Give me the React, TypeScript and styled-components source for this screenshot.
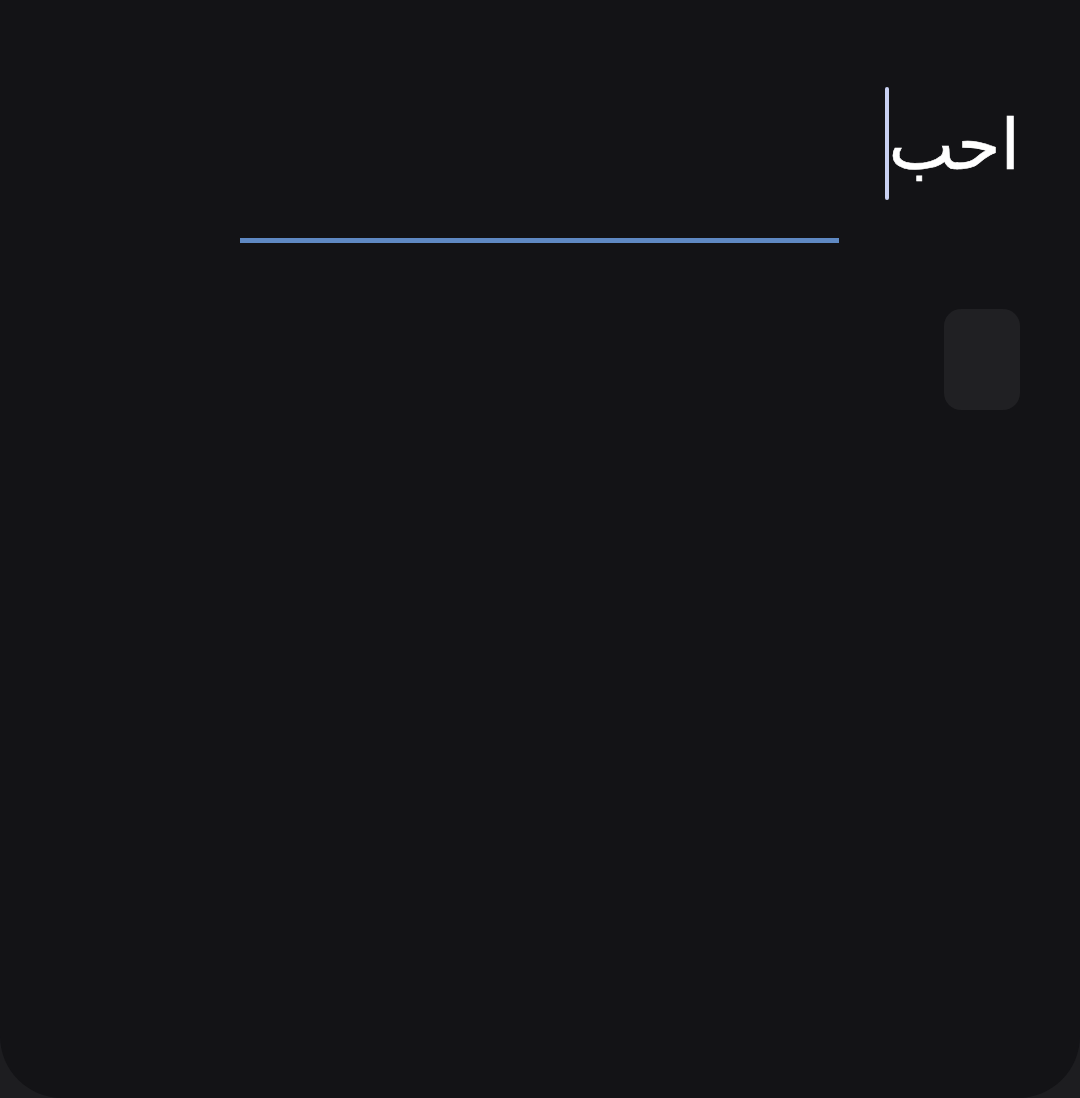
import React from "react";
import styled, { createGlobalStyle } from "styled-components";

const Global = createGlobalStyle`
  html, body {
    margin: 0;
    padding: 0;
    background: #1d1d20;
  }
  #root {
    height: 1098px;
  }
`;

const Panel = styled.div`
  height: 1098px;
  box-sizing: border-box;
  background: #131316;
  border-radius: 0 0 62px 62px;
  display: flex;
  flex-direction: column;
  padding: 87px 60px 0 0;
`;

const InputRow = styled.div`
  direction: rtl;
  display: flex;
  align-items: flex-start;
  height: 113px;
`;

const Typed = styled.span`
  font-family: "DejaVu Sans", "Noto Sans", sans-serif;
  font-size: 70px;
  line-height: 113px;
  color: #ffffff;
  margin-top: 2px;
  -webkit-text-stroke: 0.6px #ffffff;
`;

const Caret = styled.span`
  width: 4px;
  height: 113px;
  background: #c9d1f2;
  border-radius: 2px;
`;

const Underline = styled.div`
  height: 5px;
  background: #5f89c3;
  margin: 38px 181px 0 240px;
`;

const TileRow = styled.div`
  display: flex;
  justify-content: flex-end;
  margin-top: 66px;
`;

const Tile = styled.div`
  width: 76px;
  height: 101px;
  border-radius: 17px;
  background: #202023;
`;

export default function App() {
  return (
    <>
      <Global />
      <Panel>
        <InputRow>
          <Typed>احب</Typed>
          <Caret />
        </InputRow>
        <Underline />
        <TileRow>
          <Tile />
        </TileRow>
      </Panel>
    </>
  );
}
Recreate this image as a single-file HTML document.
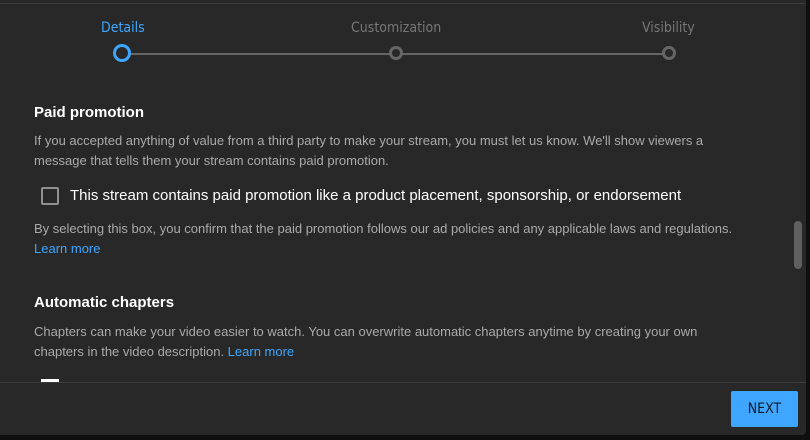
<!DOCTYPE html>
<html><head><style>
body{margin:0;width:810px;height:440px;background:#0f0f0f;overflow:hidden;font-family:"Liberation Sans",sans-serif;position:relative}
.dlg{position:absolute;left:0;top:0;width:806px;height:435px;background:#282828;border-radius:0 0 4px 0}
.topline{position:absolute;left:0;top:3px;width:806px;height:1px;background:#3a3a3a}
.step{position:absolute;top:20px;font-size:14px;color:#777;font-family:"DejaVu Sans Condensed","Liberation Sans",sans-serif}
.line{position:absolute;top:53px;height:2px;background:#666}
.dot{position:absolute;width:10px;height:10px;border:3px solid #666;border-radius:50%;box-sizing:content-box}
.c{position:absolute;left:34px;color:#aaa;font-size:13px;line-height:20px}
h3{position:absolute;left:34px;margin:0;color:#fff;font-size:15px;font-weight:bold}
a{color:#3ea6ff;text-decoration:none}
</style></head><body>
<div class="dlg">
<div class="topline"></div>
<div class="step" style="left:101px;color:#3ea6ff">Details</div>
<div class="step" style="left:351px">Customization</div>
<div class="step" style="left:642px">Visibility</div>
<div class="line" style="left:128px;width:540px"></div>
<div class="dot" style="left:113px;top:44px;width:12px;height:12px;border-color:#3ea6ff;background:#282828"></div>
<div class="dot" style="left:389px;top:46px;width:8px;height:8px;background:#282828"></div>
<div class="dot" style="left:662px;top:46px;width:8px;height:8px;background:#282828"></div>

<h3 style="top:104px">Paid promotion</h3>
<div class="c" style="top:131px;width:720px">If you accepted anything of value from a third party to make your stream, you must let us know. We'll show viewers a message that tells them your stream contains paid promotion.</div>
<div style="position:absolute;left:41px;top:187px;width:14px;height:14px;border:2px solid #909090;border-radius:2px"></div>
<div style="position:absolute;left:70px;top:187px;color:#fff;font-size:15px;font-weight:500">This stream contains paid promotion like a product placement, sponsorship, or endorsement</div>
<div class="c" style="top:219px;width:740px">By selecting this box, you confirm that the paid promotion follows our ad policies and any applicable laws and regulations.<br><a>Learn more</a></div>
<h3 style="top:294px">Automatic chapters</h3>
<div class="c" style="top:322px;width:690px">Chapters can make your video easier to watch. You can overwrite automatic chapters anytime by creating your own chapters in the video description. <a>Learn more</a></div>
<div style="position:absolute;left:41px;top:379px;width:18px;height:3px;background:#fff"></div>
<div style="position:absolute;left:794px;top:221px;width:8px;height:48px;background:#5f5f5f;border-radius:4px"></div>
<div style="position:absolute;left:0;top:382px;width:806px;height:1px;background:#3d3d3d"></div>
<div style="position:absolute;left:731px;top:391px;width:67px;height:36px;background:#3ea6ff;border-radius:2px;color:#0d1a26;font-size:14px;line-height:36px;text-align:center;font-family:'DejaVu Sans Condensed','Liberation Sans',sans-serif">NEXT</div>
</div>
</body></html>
******
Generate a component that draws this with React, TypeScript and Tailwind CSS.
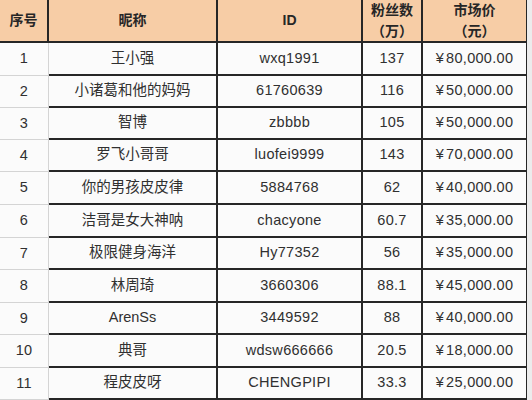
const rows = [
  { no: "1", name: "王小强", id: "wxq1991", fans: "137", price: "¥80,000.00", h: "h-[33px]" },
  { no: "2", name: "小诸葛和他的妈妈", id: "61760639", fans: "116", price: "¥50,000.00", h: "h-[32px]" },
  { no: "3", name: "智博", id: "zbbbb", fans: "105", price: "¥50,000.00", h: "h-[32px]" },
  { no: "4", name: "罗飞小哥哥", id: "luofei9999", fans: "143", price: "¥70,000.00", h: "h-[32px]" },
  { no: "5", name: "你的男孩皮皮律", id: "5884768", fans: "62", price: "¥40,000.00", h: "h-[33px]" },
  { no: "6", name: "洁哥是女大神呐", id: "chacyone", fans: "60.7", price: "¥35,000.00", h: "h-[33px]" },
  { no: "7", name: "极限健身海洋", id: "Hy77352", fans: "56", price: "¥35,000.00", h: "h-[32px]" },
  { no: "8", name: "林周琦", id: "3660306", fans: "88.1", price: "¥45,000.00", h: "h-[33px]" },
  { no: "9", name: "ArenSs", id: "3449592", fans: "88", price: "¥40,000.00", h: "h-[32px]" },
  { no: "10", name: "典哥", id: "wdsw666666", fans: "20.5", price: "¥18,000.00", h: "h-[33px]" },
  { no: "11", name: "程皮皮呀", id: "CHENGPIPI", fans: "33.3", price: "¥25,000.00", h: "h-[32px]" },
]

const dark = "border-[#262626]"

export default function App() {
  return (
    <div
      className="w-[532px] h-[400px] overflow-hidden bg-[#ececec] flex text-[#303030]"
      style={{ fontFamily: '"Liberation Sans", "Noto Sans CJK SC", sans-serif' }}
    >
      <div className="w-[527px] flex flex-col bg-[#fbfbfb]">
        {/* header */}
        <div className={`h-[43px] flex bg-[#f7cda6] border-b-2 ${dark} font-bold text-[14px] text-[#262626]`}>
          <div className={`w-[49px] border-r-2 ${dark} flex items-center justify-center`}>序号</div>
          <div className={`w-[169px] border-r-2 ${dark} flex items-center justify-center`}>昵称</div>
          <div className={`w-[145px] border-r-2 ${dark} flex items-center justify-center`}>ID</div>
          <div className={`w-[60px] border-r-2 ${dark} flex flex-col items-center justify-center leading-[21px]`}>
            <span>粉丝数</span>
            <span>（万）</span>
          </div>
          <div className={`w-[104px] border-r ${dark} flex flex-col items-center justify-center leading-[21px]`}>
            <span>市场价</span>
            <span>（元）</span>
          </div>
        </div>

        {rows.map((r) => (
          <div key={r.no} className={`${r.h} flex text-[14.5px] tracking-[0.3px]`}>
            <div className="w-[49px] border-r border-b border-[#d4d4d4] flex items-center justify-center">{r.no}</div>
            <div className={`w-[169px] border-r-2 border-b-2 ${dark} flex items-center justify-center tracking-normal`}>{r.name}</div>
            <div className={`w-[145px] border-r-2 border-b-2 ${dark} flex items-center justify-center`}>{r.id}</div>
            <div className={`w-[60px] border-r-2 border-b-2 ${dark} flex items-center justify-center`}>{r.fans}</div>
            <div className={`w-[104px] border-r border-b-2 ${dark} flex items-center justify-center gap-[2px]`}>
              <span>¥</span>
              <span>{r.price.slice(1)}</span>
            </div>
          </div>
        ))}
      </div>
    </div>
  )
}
******
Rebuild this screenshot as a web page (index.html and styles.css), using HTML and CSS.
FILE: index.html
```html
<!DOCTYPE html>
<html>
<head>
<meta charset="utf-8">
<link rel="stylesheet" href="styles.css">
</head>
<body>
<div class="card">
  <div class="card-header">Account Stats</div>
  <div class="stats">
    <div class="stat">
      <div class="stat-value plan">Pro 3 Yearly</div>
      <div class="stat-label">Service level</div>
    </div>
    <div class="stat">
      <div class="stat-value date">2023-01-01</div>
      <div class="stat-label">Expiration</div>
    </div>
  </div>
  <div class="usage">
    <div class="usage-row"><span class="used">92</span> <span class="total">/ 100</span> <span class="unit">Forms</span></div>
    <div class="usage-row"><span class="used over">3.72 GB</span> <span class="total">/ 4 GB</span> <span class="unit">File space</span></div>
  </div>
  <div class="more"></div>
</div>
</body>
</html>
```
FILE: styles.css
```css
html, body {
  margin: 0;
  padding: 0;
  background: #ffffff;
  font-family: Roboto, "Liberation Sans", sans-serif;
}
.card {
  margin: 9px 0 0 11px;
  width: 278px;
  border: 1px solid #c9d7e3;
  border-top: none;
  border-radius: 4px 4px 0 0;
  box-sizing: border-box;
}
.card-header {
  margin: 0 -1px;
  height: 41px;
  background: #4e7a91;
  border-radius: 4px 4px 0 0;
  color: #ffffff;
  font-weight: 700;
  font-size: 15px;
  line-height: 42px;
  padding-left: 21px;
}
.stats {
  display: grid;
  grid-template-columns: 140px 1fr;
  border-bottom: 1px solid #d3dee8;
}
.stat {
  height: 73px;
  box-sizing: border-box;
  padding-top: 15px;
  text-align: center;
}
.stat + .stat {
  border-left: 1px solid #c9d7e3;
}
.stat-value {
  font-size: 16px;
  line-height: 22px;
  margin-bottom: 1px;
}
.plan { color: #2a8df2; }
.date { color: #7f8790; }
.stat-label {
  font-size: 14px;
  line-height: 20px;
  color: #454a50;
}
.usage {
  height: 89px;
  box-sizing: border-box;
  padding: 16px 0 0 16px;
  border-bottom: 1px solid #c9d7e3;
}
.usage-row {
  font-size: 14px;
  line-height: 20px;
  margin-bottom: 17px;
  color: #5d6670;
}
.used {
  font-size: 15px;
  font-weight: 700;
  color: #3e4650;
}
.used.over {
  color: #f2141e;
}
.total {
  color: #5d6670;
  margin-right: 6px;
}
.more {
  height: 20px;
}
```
******
WHAT TO DO: Go through the records and pull out each line that includes the word "index".

PROBLEM SOLUTION:
Rebuild this screenshot as a web page (index.html and styles.css), using HTML and CSS.
FILE: index.html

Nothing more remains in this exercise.